Bruce MacIntyre resigns from Kingston Port Commission

Says hostility during four years of his six-year term has taken a toll on his health

KINGSTON – Port of Kingston Commissioner Bruce MacIntyre has resigned effective Jan. 31.

In his letter of resignation, submitted Jan. 24, MacIntyre wrote that hostility during four years of his six-year term had taken a toll on his health.

“My four years as port commissioner have been dominated by an atmosphere of disagreement, discord, distrust and personal attacks,” he wrote. “This atmosphere of perpetual assault has begun to have detrimental effects on my health, effects which I do not have to — and which I choose not to — accept.”

Contacted by phone Jan. 26, MacIntyre declined to comment.

During a phone interview, Port of Kingston’s Executive Director Jim Pivarnik postulated that MacIntyre’s decision to resign could have stemmed from the ongoing lawsuits involving the port.

“He basically came in, handed me that [letter] and I haven’t talked to him since,” Pivarnik said. “I can’t paraphrase Bruce, this was his letter, so instead of [the port] trying to make a statement, we’re just going to [release] the letter.”

He added, “I really can’t figure out exactly what he was talking about with hostilities. Certainly, internally there’s not hostilities,” he said. “The lawsuits are weighing on everybody, that I can only speculate would be his reason for making that statement.”

In a press release from the Port of Kingston, Pivarnik praised MacIntyre for his service as commissioner.

“Bruce has served the port and its citizens for four [years] of his six-year term,” he said in the release. “Bruce’s leadership and knowledge will definitely be missed.”

The remaining commissioners, Mary McClure and Laura Gronnvoll, will accept applications in the next 30 days from port district residents interested in serving until the November election.

Pivarnik remained optimistic that MacIntyre’s resignation would not negatively impact plans to bring fast ferry service to the port this summer.

“We have two commissioners, that are still on board, they’re going to move pretty quickly to appoint another commissioner,” he said.

“It’s not going to hinder anything or any of our operations or anything else,” Pivarnik said, adding, “Two votes are all you need. As long as Mary and Laura are together, it’s not a problem.”

During MacIntyre’s term, the port district was sued twice for failure to comply with the Public Records Act, and sued by a former employee for wrongful termination. One of the public records-related lawsuits was settled; the other lawsuits are still in court.

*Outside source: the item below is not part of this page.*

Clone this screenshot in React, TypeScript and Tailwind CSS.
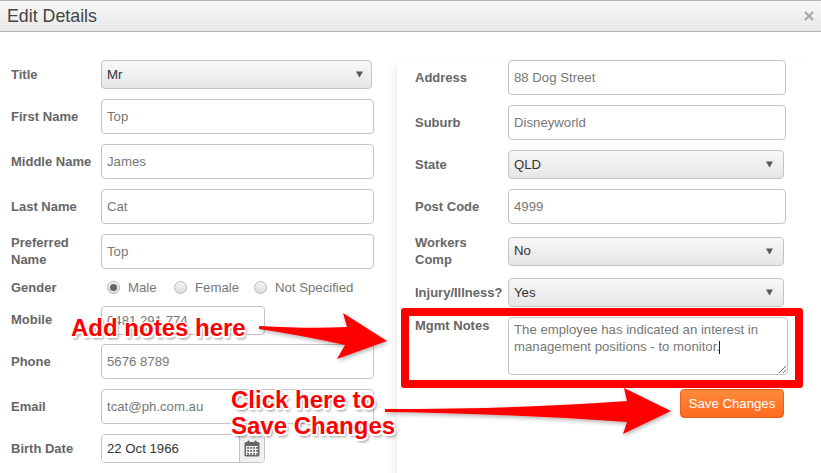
import React from "react";

const inputCls =
  "h-[35px] rounded-[4px] border border-[#c4c4c4] bg-white px-[5px] text-[13.2px] text-[#777] outline-none";

function Select({ value, width, caretPos = "right-[8px]" }: { value: string; width: string; caretPos?: string }) {
  return (
    <div className={`relative h-[29px] ${width}`}>
      <select
        defaultValue={value}
        className="h-full w-full appearance-none rounded-[4px] border border-[#c4c4c4] bg-gradient-to-b from-[#f8f8f8] to-[#e6e6e6] px-[5px] text-[13.2px] text-[#333] outline-none"
      >
        <option>{value}</option>
      </select>
      <svg width="9" height="9" viewBox="0 0 9 9" className={`pointer-events-none absolute top-[10px] ${caretPos}`}>
        <polygon points="1,1.5 8,1.5 4.5,7.5" fill="#5a5552" />
      </svg>
    </div>
  );
}

function Label({ children, className = "" }: { children: React.ReactNode; className?: string }) {
  return <label className={`block text-[13px] font-bold leading-[17px] text-[#666] ${className}`}>{children}</label>;
}

function Radio({ label, checked, className }: { label: string; checked?: boolean; className: string }) {
  return (
    <div className={`flex items-center ${className}`}>
      <span className="mr-[8px] flex h-[13px] w-[13px] items-center justify-center rounded-full border border-[#b5b5b5] bg-gradient-to-b from-[#f2f2f2] to-[#e0e0e0]">
        {checked && <span className="h-[7px] w-[7px] rounded-full bg-[#666]" />}
      </span>
      <span className="text-[13.2px] text-[#777]">{label}</span>
    </div>
  );
}

function CalendarIcon() {
  return (
    <svg width="16" height="17" viewBox="0 0 16 17" fill="#666">
      <path d="M2 2h12a1.5 1.5 0 0 1 1.5 1.5v11.5a1.5 1.5 0 0 1-1.5 1.5H2A1.5 1.5 0 0 1 .5 15V3.5A1.5 1.5 0 0 1 2 2zM2 6v9h12V6z" fillRule="evenodd" />
      <rect x="3.5" y="0.5" width="2" height="3" rx="0.7" />
      <rect x="10.5" y="0.5" width="2" height="3" rx="0.7" />
      {[3, 6, 9].map((y) =>
        [3.2, 6.2, 9.2, 12.2].map((x) => <rect key={`${x}-${y}`} x={x} y={y + 4} width="1.8" height="1.8" />),
      )}
    </svg>
  );
}

function Row({ label, children, className = "" }: { label: React.ReactNode; children: React.ReactNode; className?: string }) {
  return (
    <div className={`flex items-center ${className}`}>
      <div className="w-[90px] shrink-0">{label}</div>
      {children}
    </div>
  );
}

function RightRow({ label, children, className = "" }: { label: React.ReactNode; children: React.ReactNode; className?: string }) {
  return (
    <div className={`flex items-center ${className}`}>
      <div className="w-[93px] shrink-0">{label}</div>
      {children}
    </div>
  );
}

export default function App() {
  const annot =
    "font-bold text-[#f00] [text-shadow:1.5px_1.5px_0_#fff,-1.5px_-1.5px_0_#fff,1.5px_-1.5px_0_#fff,-1.5px_1.5px_0_#fff,2px_3px_3px_rgba(0,0,0,0.5)]";
  return (
    <div className="relative h-[473px] w-[821px] overflow-hidden bg-white font-['Liberation_Sans',Arial,sans-serif]">
      {/* header */}
      <div className="flex h-[32px] items-center justify-between border-y border-y-[#b5b5b5] bg-gradient-to-b from-[#f7f7f7] to-[#e8e8e8] pl-[7px] pr-[7px]">
        <h4 className="text-[17.8px] text-[#444]">Edit Details</h4>
        <svg width="10" height="10" viewBox="0 0 10 10" stroke="#a5a5a5" strokeWidth="2">
          <path d="M1 1l8 8M9 1l-8 8" />
        </svg>
      </div>

      <div className="flex h-[470px]">
        {/* left column */}
        <div className="w-[397px] pl-[11px] pt-[28px]">
          <Row label={<Label>Title</Label>} className="mb-[10px]">
            <Select value="Mr" width="w-[271px]" />
          </Row>
          <Row label={<Label>First Name</Label>} className="mb-[10px]">
            <input readOnly value="Top" className={`${inputCls} w-[273px]`} />
          </Row>
          <Row label={<Label>Middle Name</Label>} className="mb-[10px]">
            <input readOnly value="James" className={`${inputCls} w-[273px]`} />
          </Row>
          <Row label={<Label>Last Name</Label>} className="mb-[10px]">
            <input readOnly value="Cat" className={`${inputCls} w-[273px]`} />
          </Row>
          <Row label={<Label className="-mt-[2px]">Preferred Name</Label>} className="mb-[10px]">
            <input readOnly value="Top" className={`${inputCls} w-[273px]`} />
          </Row>
          <Row label={<Label>Gender</Label>} className="mb-[10px] h-[17px]">
            <Radio label="Male" checked className="w-[73px] pl-[6px]" />
            <Radio label="Female" className="w-[80px]" />
            <Radio label="Not Specified" className="" />
          </Row>
          <Row label={<Label className="-mt-[2px]">Mobile</Label>} className="mb-[9px]">
            <input readOnly value="0481 291 774" className={`${inputCls} !h-[29px] w-[164px]`} />
          </Row>
          <Row label={<Label>Phone</Label>} className="mb-[10px]">
            <input readOnly value="5676 8789" className={`${inputCls} w-[273px]`} />
          </Row>
          <Row label={<Label>Email</Label>} className="mb-[10px]">
            <input readOnly value="tcat@ph.com.au" className={`${inputCls} w-[273px]`} />
          </Row>
          <Row label={<Label>Birth Date</Label>}>
            <div className="flex h-[29px] w-[164px] overflow-hidden rounded-[4px] border border-[#c4c4c4]">
              <input readOnly value="22 Oct 1966" className="w-[137px] bg-white px-[5px] text-[13.2px] text-[#333] outline-none" />
              <div className="flex flex-1 items-center justify-center border-l border-l-[#c4c4c4] bg-[#f0f0f0]">
                <CalendarIcon />
              </div>
            </div>
          </Row>
        </div>

        {/* right column */}
        <div className="mt-[28px] w-[424px] bg-white pl-[18px] shadow-[-7px_0_9px_-5px_rgba(0,0,0,0.09)]">
          <RightRow label={<Label>Address</Label>} className="mb-[10px]">
            <input readOnly value="88 Dog Street" className={`${inputCls} w-[278px]`} />
          </RightRow>
          <RightRow label={<Label>Suburb</Label>} className="mb-[10px]">
            <input readOnly value="Disneyworld" className={`${inputCls} w-[278px]`} />
          </RightRow>
          <RightRow label={<Label>State</Label>} className="mb-[10px]">
            <Select value="QLD" width="w-[276px]" caretPos="right-[10px]" />
          </RightRow>
          <RightRow label={<Label>Post Code</Label>} className="mb-[10px]">
            <input readOnly value="4999" className={`${inputCls} w-[278px]`} />
          </RightRow>
          <RightRow label={<Label className="w-[70px]">Workers Comp</Label>} className="mb-[10px]">
            <Select value="No" width="w-[276px]" caretPos="right-[10px]" />
          </RightRow>
          <RightRow label={<Label>Injury/Illness?</Label>} className="mb-[10px]">
            <Select value="Yes" width="w-[276px]" caretPos="right-[10px]" />
          </RightRow>
          <RightRow label={<Label>Mgmt Notes</Label>} className="mb-[14px] !items-start">
            <div className="relative">
              <textarea
                readOnly
                defaultValue="The employee has indicated an interest in management positions - to monitor."
                className="block h-[58px] w-[280px] rounded-[4px] border border-[#c4c4c4] px-[5px] py-[3px] text-[13.2px] leading-[17px] text-[#777] outline-none"
              />
              <span className="absolute left-[211px] top-[24px] h-[13px] w-px bg-[#222]" />
            </div>
          </RightRow>
          <div className="ml-[265px]">
            <button className="h-[29px] w-[104px] rounded-[4px] border border-[#e8601a] bg-gradient-to-b from-[#ff8a3c] to-[#ff6a1c] text-[13.2px] text-white">
              Save Changes
            </button>
          </div>
        </div>
      </div>

      {/* annotations sit over the form */}
      <div className="absolute left-[401px] top-[308px] h-[80px] w-[402px] rounded-[3px] border-[8px] border-[#f00]" />
      <svg width="821" height="473" className="pointer-events-none absolute left-0 top-0">
        <defs>
          <filter id="s" x="-10%" y="-30%" width="120%" height="160%">
            <feDropShadow dx="1" dy="2" stdDeviation="2" floodColor="#000" floodOpacity="0.3" />
          </filter>
        </defs>
        <g fill="#f00" filter="url(#s)">
          <path d="M259 326 Q310 329 347 327 L343 313 L387 341 L337 359 L345 345 Q300 335 259 329Z" />
          <path d="M385 409 Q520 409 627 401 L624 388 L671 411 L623 434 L627 422 Q520 414 385 412Z" />
        </g>
      </svg>
      <div className={`absolute left-[71px] top-[314px] text-[24px] leading-[28px] ${annot}`}>Add notes here</div>
      <div className={`absolute left-[231px] top-[387px] text-[24px] leading-[26px] ${annot}`}>
        Click here to
        <br />
        Save Changes
      </div>
    </div>
  );
}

The public records lawsuits stem from a dispute then-port manager David Malone had with two residents, Beth Brewster and Tania Issa. Malone initiated the eviction of Brewster’s business, Kingston Adventures, from the port’s marina for not having a lease agreement. Brewster had operated at the marina for three years without a lease agreement but with the port’s consent, and had paid rent for use of the port’s small-boat facility. Brewster said Malone retaliated against her because she questioned in a public meeting how the port was being managed.

Issa believed the treatment of Brewster, as well as other unrelated instances, revealed gender discrimination and conflict of interest at the port, and they both filed requests for public records they believed would back up their suspicions. Malone resigned on Oct. 25, 2015. According to Pivarnik, Issa also recently filed an ethics complaint against MacIntyre stemming from the port’s failure to disclose public information.

“I have raised a number of concerns about Port practices,” Issa said in an email to Kitsap News Group. “Commissioner MacIntyre’s departure today is a healing step for me personally, and also for this community. There are many things fresh and new about the Port— new Commissioners, new leadership. I am excited for what is to come. The Port is the gem of the Kingston waterfront. And today, it gleams brighter as we move forward in a big way.”